VERMONT SPORTS HALL OF FAME

(Photo Credit: Runners World)
(Photo Credit: Runners World)
Judi St. Hilaire

Lyndonville

Track & Field/Running

Inducted 2014

One of the nation's most accomplished women's distance runners, Judi St. Hilaire was the first Vermont woman to compete in track and field at the Summer Olympics competing in the 10,000 meters at the 1992 Games in Barcelona. She qualified for the finals and finished eighth. She also was the national record holder in the 5K road race event in 1989 and finished seventh at the 1991 World Track and Field Championships in Tokyo.

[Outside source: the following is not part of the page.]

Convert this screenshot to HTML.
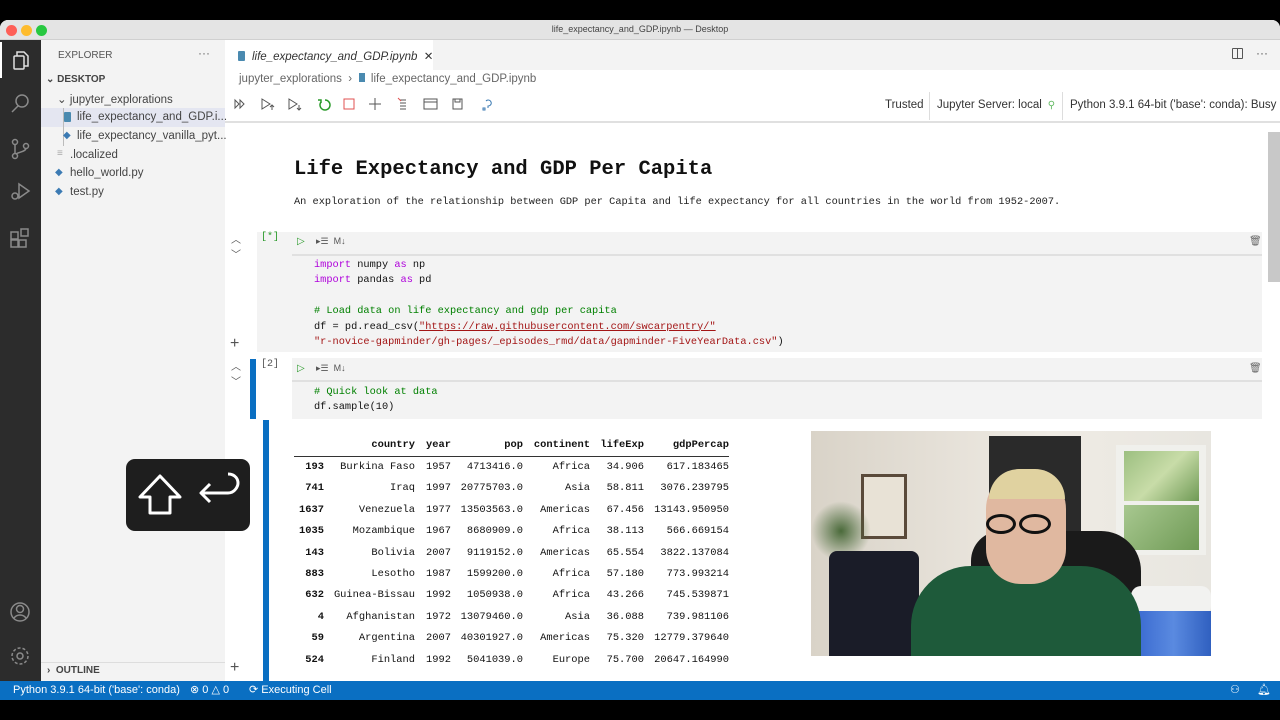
<!DOCTYPE html>
<html><head><meta charset="utf-8"><style>
*{margin:0;padding:0;box-sizing:border-box}
body{width:1280px;height:720px;background:#000;position:relative;overflow:hidden;font-family:"Liberation Sans",sans-serif;font-size:12px;color:#333}
.a{position:absolute}
.mono{font-family:"Liberation Mono","DejaVu Sans Mono",monospace}
.kw{color:#af00db}.cm{color:#008000}.st{color:#a31515}
table{border-collapse:collapse;table-layout:fixed}
td,th{text-align:right;padding:0;height:21.4px;white-space:nowrap}
th{font-weight:bold}
td:first-child{font-weight:bold}
</style></head><body>
<div class="a" style="left:0;top:20px;width:1280px;height:680px;background:#fff;border-radius:8px 8px 0 0;overflow:hidden">
 <div class="a" style="left:0;top:0;width:1280px;height:20px;background:#e4e4e4;border-bottom:1px solid #d0d0d0"></div>
 <div class="a" style="left:6px;top:5px;width:11px;height:11px;border-radius:50%;background:#fe5f57"></div>
 <div class="a" style="left:21px;top:5px;width:11px;height:11px;border-radius:50%;background:#febc2e"></div>
 <div class="a" style="left:36px;top:5px;width:11px;height:11px;border-radius:50%;background:#28c840"></div>
 <div class="a" style="left:0;top:4px;width:1280px;text-align:center;font-size:9px;color:#444">life_expectancy_and_GDP.ipynb — Desktop</div>
 <div class="a" style="left:0;top:20px;width:41px;height:641px;background:#2c2c2c"></div>
 <div class="a" style="left:0;top:22px;width:2px;height:36px;background:#fff"></div>
 <svg class="a" style="left:0;top:0" width="41" height="661" fill="none" stroke="#8a8a8a" stroke-width="1.5">
  <g stroke="#e0e0e0"><rect x="14" y="36" width="10" height="13" rx="1"/><path d="M17 36v-4h7l4 4v10h-4"/></g>
  <circle cx="22" cy="81" r="6"/><path d="M18 86l-6 6"/>
  <circle cx="15" cy="122" r="2.5"/><circle cx="15" cy="136" r="2.5"/><circle cx="26" cy="126" r="2.5"/><path d="M15 124v10M26 128c0 4-8 4-10 6"/>
  <path d="M19 164l10 7-10 7z"/><circle cx="15" cy="176" r="3"/>
  <rect x="11" y="212" width="7" height="7"/><rect x="11" y="220" width="7" height="7"/><rect x="19" y="220" width="7" height="7"/><rect x="21" y="209" width="7" height="7"/>
  <circle cx="20" cy="592" r="9"/><circle cx="20" cy="589" r="3.5"/><path d="M14 598c3-4 9-4 12 0"/>
  <circle cx="20" cy="636" r="3"/><circle cx="20" cy="636" r="8" stroke-dasharray="3 2"/>
 </svg>
 <div class="a" style="left:41px;top:20px;width:184px;height:641px;background:#f3f3f3"></div>
 <div class="a" style="left:58px;top:30px;font-size:10px;color:#555">EXPLORER</div>
 <div class="a" style="left:198px;top:26px;font-size:12px;color:#666">···</div>
 <div class="a" style="left:46px;top:54px;font-size:10px;font-weight:bold;color:#444">⌄ DESKTOP</div>
 <div class="a" style="left:57px;top:72px;font-size:11.5px;color:#444">⌄ jupyter_explorations</div>
 <div class="a" style="left:41px;top:88px;width:184px;height:19px;background:#e4e6f1"></div>
 <div class="a" style="left:63px;top:88px;width:1px;height:38px;background:#bbb"></div>
 <div class="a" style="left:64px;top:92px;width:7px;height:10px;background:#4a8ab0;border-radius:1px"></div>
 <div class="a" style="left:77px;top:91px;font-size:11.5px;color:#444">life_expectancy_and_GDP.i...</div>
 <div class="a" style="left:63px;top:110px;color:#3b7ab3;font-size:10px">◆</div>
 <div class="a" style="left:77px;top:110px;font-size:11.5px;color:#444">life_expectancy_vanilla_pyt...</div>
 <div class="a" style="left:57px;top:128px;font-size:10px;color:#aaa">≡</div>
 <div class="a" style="left:70px;top:129px;font-size:11.5px;color:#444">.localized</div>
 <div class="a" style="left:55px;top:147px;color:#3b7ab3;font-size:10px">◆</div>
 <div class="a" style="left:70px;top:147px;font-size:11.5px;color:#444">hello_world.py</div>
 <div class="a" style="left:55px;top:166px;color:#3b7ab3;font-size:10px">◆</div>
 <div class="a" style="left:70px;top:166px;font-size:11.5px;color:#444">test.py</div>
 <div class="a" style="left:41px;top:642px;width:184px;height:1px;background:#ddd"></div>
 <div class="a" style="left:47px;top:645px;font-size:10px;font-weight:bold;color:#444">›&nbsp; OUTLINE</div>
 <div class="a" style="left:225px;top:20px;width:1055px;height:30px;background:#f3f3f3"></div>
 <div class="a" style="left:225px;top:20px;width:208px;height:30px;background:#fff"></div>
 <div class="a" style="left:238px;top:31px;width:7px;height:10px;background:#4a8ab0;border-radius:1px"></div>
 <div class="a" style="left:252px;top:29px;font-size:11.5px;font-style:italic;color:#333">life_expectancy_and_GDP.ipynb&nbsp; <span style="font-style:normal">✕</span></div>
 <div class="a" style="left:1232px;top:28px;width:11px;height:11px;border:1px solid #555;border-radius:1px"></div>
 <div class="a" style="left:1237px;top:28px;width:1px;height:11px;background:#555"></div>
 <div class="a" style="left:1256px;top:26px;font-size:12px;color:#555">···</div>
 <div class="a" style="left:239px;top:53px;font-size:11.5px;color:#666">jupyter_explorations &nbsp;›&nbsp; <span style="display:inline-block;width:6px;height:9px;background:#4a8ab0"></span>&nbsp; life_expectancy_and_GDP.ipynb</div>
 <svg class="a" style="left:230px;top:76px" width="270" height="18" fill="none" stroke="#555" stroke-width="1">
  <path d="M5 4l4 4-4 4zM10 4l4 4-4 4z"/>
  <path d="M32 3l8 5-8 5z"/><path d="M42 9v5M40 11l2-2 2 2"/>
  <path d="M59 3l8 5-8 5z"/><path d="M69 9v5M67 12l2 2 2-2"/>
  <path d="M95 4a5 5 0 1 1-4 2M88 4h3v3" stroke="#2a9a2a" stroke-width="1.5"/>
  <rect x="114" y="3" width="10" height="10" stroke="#e05050"/>
  <path d="M145 2v12M139 8h12"/>
  <path d="M170 4h6M170 7h6M170 10h6M170 13h6" /><path d="M168 2l3 3" stroke="#e05050"/>
  <rect x="194" y="3" width="13" height="10"/><path d="M194 6h13"/>
  <rect x="223" y="3" width="9" height="10"/><rect x="225" y="3" width="5" height="3"/>
  <path d="M253 12h2v2h-2zM256 5a3 3 0 1 1 2 5v2" stroke="#3b7ab3"/>
 </svg>
 <div class="a" style="left:885px;top:79px;font-size:11.5px;color:#333">Trusted</div>
 <div class="a" style="left:929px;top:72px;width:1px;height:28px;background:#ddd"></div>
 <div class="a" style="left:937px;top:79px;font-size:11.5px;color:#333">Jupyter Server: local <span style="color:#6b6;font-size:10px">&nbsp;⚲</span></div>
 <div class="a" style="left:1062px;top:72px;width:1px;height:28px;background:#ddd"></div>
 <div class="a" style="left:1070px;top:79px;font-size:11.5px;color:#333">Python 3.9.1 64-bit ('base': conda): Busy</div>
 <div class="a" style="left:225px;top:101px;width:1055px;height:2px;background:#e0e0e0"></div>
 <div class="a" style="left:1268px;top:112px;width:12px;height:150px;background:#c8c8c8"></div>
 <div class="a mono" style="left:294px;top:138px;font-size:20.5px;font-weight:bold;color:#111">Life Expectancy and GDP Per Capita</div>
 <div class="a mono" style="left:294px;top:176px;font-size:10.3px;color:#222">An exploration of the relationship between GDP per Capita and life expectancy for all countries in the world from 1952-2007.</div>
 <div class="a" style="left:257px;top:212px;width:1005px;height:120px;background:#f3f3f3"></div>
 <div class="a" style="left:292px;top:234px;width:970px;height:2px;background:#e0e0e0"></div>
 <div class="a mono" style="left:261px;top:212px;font-size:10px;color:#2a9a2a">[*]</div>
 <div class="a" style="left:231px;top:213px;font-size:10px;color:#555;line-height:15px">︿<br>﹀</div>
 <div class="a" style="left:230px;top:315px;font-size:16px;color:#555">+</div>
 <div class="a" style="left:297px;top:216px;font-size:10px;color:#2a9a2a">▷</div>
 <div class="a" style="left:316px;top:216px;font-size:9px;color:#555">▸☰ &nbsp;M↓</div>
 <div class="a" style="left:1249px;top:216px;font-size:10px;color:#666">🗑</div>
 <div class="a mono" style="left:314px;top:238px;font-size:10.3px;line-height:15.4px;color:#111;white-space:pre"><span class="kw">import</span> numpy <span class="kw">as</span> np
<span class="kw">import</span> pandas <span class="kw">as</span> pd

<span class="cm"># Load data on life expectancy and gdp per capita</span>
df = pd.read_csv(<span class="st" style="text-decoration:underline">"https://raw.githubusercontent.com/swcarpentry/"</span>
<span class="st">"r-novice-gapminder/gh-pages/_episodes_rmd/data/gapminder-FiveYearData.csv"</span>)</div>
 <div class="a" style="left:250px;top:339px;width:6px;height:60px;background:#0a6fc2"></div>
 <div class="a" style="left:292px;top:338px;width:970px;height:61px;background:#f3f3f3"></div>
 <div class="a" style="left:292px;top:360px;width:970px;height:2px;background:#e0e0e0"></div>
 <div class="a mono" style="left:261px;top:339px;font-size:10px;color:#555">[2]</div>
 <div class="a" style="left:231px;top:340px;font-size:10px;color:#555;line-height:15px">︿<br>﹀</div>
 <div class="a" style="left:297px;top:343px;font-size:10px;color:#2a9a2a">▷</div>
 <div class="a" style="left:316px;top:343px;font-size:9px;color:#555">▸☰ &nbsp;M↓</div>
 <div class="a" style="left:1249px;top:343px;font-size:10px;color:#666">🗑</div>
 <div class="a mono" style="left:314px;top:365px;font-size:10.3px;line-height:15.4px;color:#111;white-space:pre"><span class="cm"># Quick look at data</span>
df.sample(10)</div>
 <div class="a" style="left:263px;top:400px;width:6px;height:261px;background:#0a6fc2"></div>
 <div class="a" style="left:230px;top:639px;font-size:16px;color:#555">+</div>
 <table class="a mono" style="left:294px;top:415px;font-size:10.4px;color:#111">
  <colgroup><col style="width:30px"><col style="width:91px"><col style="width:36px"><col style="width:72px"><col style="width:67px"><col style="width:54px"><col style="width:85px"></colgroup>
  <tr style="border-bottom:1px solid #333"><th></th><th>country</th><th>year</th><th>pop</th><th>continent</th><th>lifeExp</th><th>gdpPercap</th></tr>
  <tr><td>193</td><td>Burkina Faso</td><td>1957</td><td>4713416.0</td><td>Africa</td><td>34.906</td><td>617.183465</td></tr>
  <tr><td>741</td><td>Iraq</td><td>1997</td><td>20775703.0</td><td>Asia</td><td>58.811</td><td>3076.239795</td></tr>
  <tr><td>1637</td><td>Venezuela</td><td>1977</td><td>13503563.0</td><td>Americas</td><td>67.456</td><td>13143.950950</td></tr>
  <tr><td>1035</td><td>Mozambique</td><td>1967</td><td>8680909.0</td><td>Africa</td><td>38.113</td><td>566.669154</td></tr>
  <tr><td>143</td><td>Bolivia</td><td>2007</td><td>9119152.0</td><td>Americas</td><td>65.554</td><td>3822.137084</td></tr>
  <tr><td>883</td><td>Lesotho</td><td>1987</td><td>1599200.0</td><td>Africa</td><td>57.180</td><td>773.993214</td></tr>
  <tr><td>632</td><td>Guinea-Bissau</td><td>1992</td><td>1050938.0</td><td>Africa</td><td>43.266</td><td>745.539871</td></tr>
  <tr><td>4</td><td>Afghanistan</td><td>1972</td><td>13079460.0</td><td>Asia</td><td>36.088</td><td>739.981106</td></tr>
  <tr><td>59</td><td>Argentina</td><td>2007</td><td>40301927.0</td><td>Americas</td><td>75.320</td><td>12779.379640</td></tr>
  <tr><td>524</td><td>Finland</td><td>1992</td><td>5041039.0</td><td>Europe</td><td>75.700</td><td>20647.164990</td></tr>
 </table>
 <div class="a" style="left:811px;top:411px;width:400px;height:225px;background:#e6e2da;overflow:hidden">
  <div class="a" style="left:0;top:0;width:400px;height:225px;background:linear-gradient(90deg,#d9d3c8,#efebe4 60%,#e8e6e0)"></div>
  <div class="a" style="left:50px;top:43px;width:46px;height:65px;border:3px solid #5a4a3a;background:#e8e2d6"></div>
  <div class="a" style="left:178px;top:5px;width:92px;height:115px;background:#2a2a2a"></div>
  <div class="a" style="left:305px;top:14px;width:90px;height:110px;background:#f0f0ec"></div>
  <div class="a" style="left:313px;top:20px;width:75px;height:50px;background:linear-gradient(135deg,#9cbf80,#c8dca8,#6f9a55)"></div>
  <div class="a" style="left:313px;top:74px;width:75px;height:45px;background:linear-gradient(135deg,#a8c890,#6f9a55)"></div>
  <div class="a" style="left:0;top:70px;width:60px;height:60px;background:radial-gradient(#4a6a3a,transparent 70%)"></div>
  <div class="a" style="left:18px;top:120px;width:90px;height:110px;background:#1a1c28;border-radius:8px 8px 0 0"></div>
  <div class="a" style="left:160px;top:100px;width:170px;height:130px;background:#1a1a1a;border-radius:30px 40px 0 0"></div>
  <div class="a" style="left:320px;top:155px;width:80px;height:30px;background:#f2f2f0;border-radius:10px"></div>
  <div class="a" style="left:325px;top:180px;width:75px;height:45px;background:linear-gradient(90deg,#3a6ad0,#5a8ae0,#3060c0)"></div>
  <div class="a" style="left:100px;top:135px;width:230px;height:100px;background:#1e5a3a;border-radius:60px 60px 0 0"></div>
  <div class="a" style="left:175px;top:38px;width:80px;height:115px;background:#e0b8a0;border-radius:40px 40px 35px 35px"></div>
  <div class="a" style="left:178px;top:38px;width:76px;height:30px;background:#e0d2a0;border-radius:40px 40px 0 0"></div>
  <div class="a" style="left:175px;top:83px;width:30px;height:20px;border:3px solid #111;border-radius:50%"></div>
  <div class="a" style="left:208px;top:83px;width:32px;height:20px;border:3px solid #111;border-radius:50%"></div>
 </div>
 <div class="a" style="left:126px;top:439px;width:124px;height:72px;background:#1e1e1e;border-radius:9px"></div>
 <svg class="a" style="left:126px;top:439px" width="124" height="72" fill="none" stroke="#fff" stroke-width="3" stroke-linejoin="round">
  <path d="M34 17L14 38h10v16h20V38h10z"/>
  <path d="M102 15c8 0 10 6 10 9s-3 10-10 10H76M84 25l-9 9 9 9"/>
 </svg>
 <div class="a" style="left:0;top:661px;width:1280px;height:19px;background:#0a6fc2;color:#fff;font-size:11px;line-height:19px">
  <span class="a" style="left:13px">Python 3.9.1 64-bit ('base': conda)</span>
  <span class="a" style="left:190px">⊗ 0 △ 0</span>
  <span class="a" style="left:249px">⟳ Executing Cell</span>
  <span class="a" style="left:1230px">⚇</span><span class="a" style="left:1257px">🔔︎</span>
 </div>
</div>
</body></html>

 A three-time winner of the Vermont State Cross Country Championship (1974-75-76), she led Lyndon Institute to three-straight Class I team titles (now D-II). St. Hilaire won numerous state titles on the track in all the distance events pacing the Vikings to two Class L (now D-I) state team championships.

St. Hilaire went on to the University of Vermont and as a senior she won the 1979 ECAC cross country individual championship and finished fourth at the nationals. 

On the track, she set UVM records in five indoor and six outdoor events (three stand today) and capped her collegiate career with a first-place finish in the 10,000-meters at the AAU Nationals in 1980. A New England and ECAC Champion in the 5,000 meters in 1979 and 1980, St. Hilaire still holds after 35 years the New England Championship meet record in the 5,000 (16:03.6). 

After graduation she joined the Nike International Team and won several major road races including the Crescent City Classic.10-K in New Orleans five times, all in a row, from 1990 to 1994. She also was a four-time winner of the elite Manchester (Conn.) 5-mile Thanksgiving road race.  St. Hilaire set a U.S. 5-K road race record in Albany (N.Y.) in 1989 and bested it again that year at a race in Fort Myers, Fla. She finished first in the 1993 World Track & Field Road Race rankings.  

A 1991 inductee of the UVM Athletic Hall of Fame, in 2003 she became the first track and field athlete-male or female- to be inducted into the VPA Hall of Fame in 2003. In 1999 Sports Illustrated ranked St. Hilaire 35th in its Top 50 Sports Figures From Vermont in the 20th Century.

She resides in Somerset, Mass. and still competes in road races while coaching and training other runners.